The cheating was on, ironically, the required ethics exam.
Here is the WSJ comment
Ernst & Young agreed to pay a record $100 million fine and to admit that some of its auditors cheated on required ethics exams in recent years, according to a settlement order released on Tuesday.
The Securities and Exchange Commission said the penalty is the largest fine ever imposed on an audit firm, and stemmed partly from EY’s failure to report the scandal to regulators who had asked the firm about such misbehavior.
The case is the latest reputational setback for a profession entrusted with overseeing the reliability of public companies’ financial statements. KPMG LLP, another of the Big Four accounting firms, was fined $50 million in 2019 over ethical violations including claims that some auditors cheated on training exams.
“It’s simply outrageous that the very professionals responsible for catching cheating by clients cheated on ethics exams of all things,” said SEC Enforcement Director Gurbir Grewal. “And it’s equally shocking that Ernst & Young hindered our investigation of this misconduct.”
EY said that “nothing [at the firm] is more important than our integrity and our ethics.” It said the firm doesn’t tolerate cheating on exams, adding that its “response to this unacceptable past behavior has been thorough, extensive, and effective.”
The settlement could complicate an effort by the firm’s top leaders to split EY into separate auditing and consulting firms. The executives would have known about the SEC’s investigation as they planned for the possible breakup.

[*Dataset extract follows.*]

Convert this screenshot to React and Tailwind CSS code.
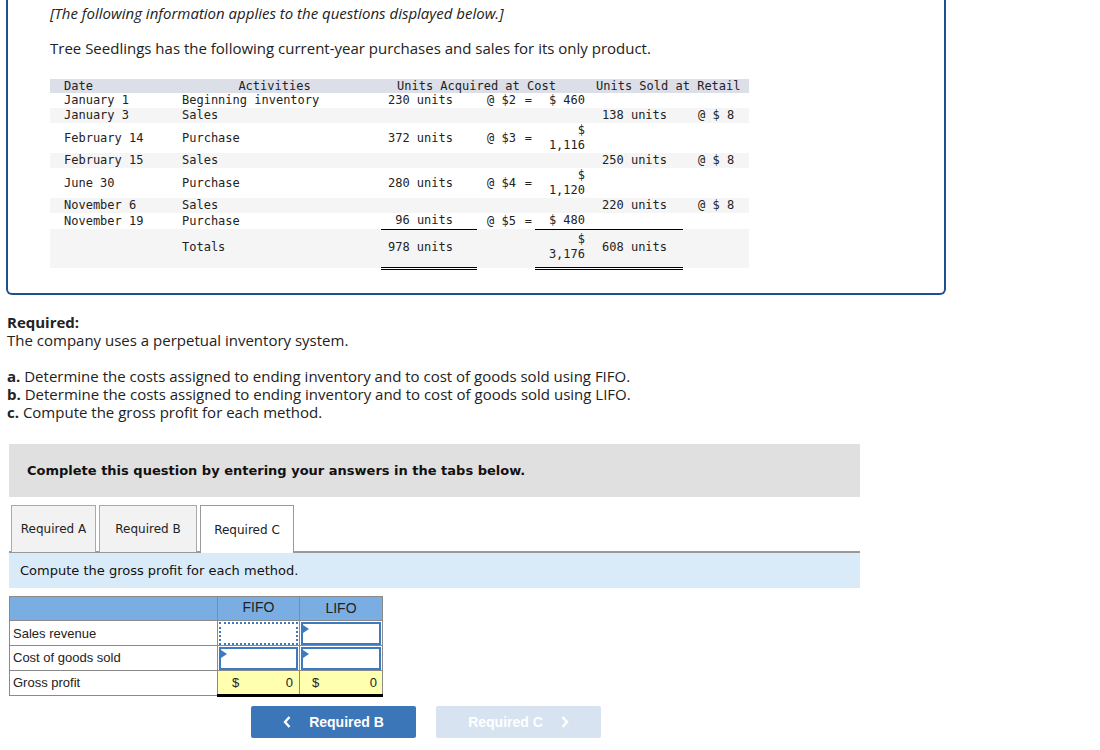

EY received a tip from an internal whistleblower in June 2019 that employees were cheating on ethics exams, which state accounting boards require as part of both initial and continuing license requirements, according to the SEC. The regulator had accused KPMG that same month of a massive ethics breach that included extensive cheating on continuing-education exams. It also accused several former KPMG partners of illicitly obtaining a secret list of their past audits that would be subject to surprise regulatory examinations.
Following up on the KPMG probe, the SEC asked EY in June 2019 about any reports the firm had received about testing misconduct. EY disclosed some past instances of cheating, but didn’t reveal the latest whistleblower report focused on ethics tests.
The firm’s response to the SEC was misleading because it implied EY “did not have any current issues with cheating,” the SEC wrote in the settlement order.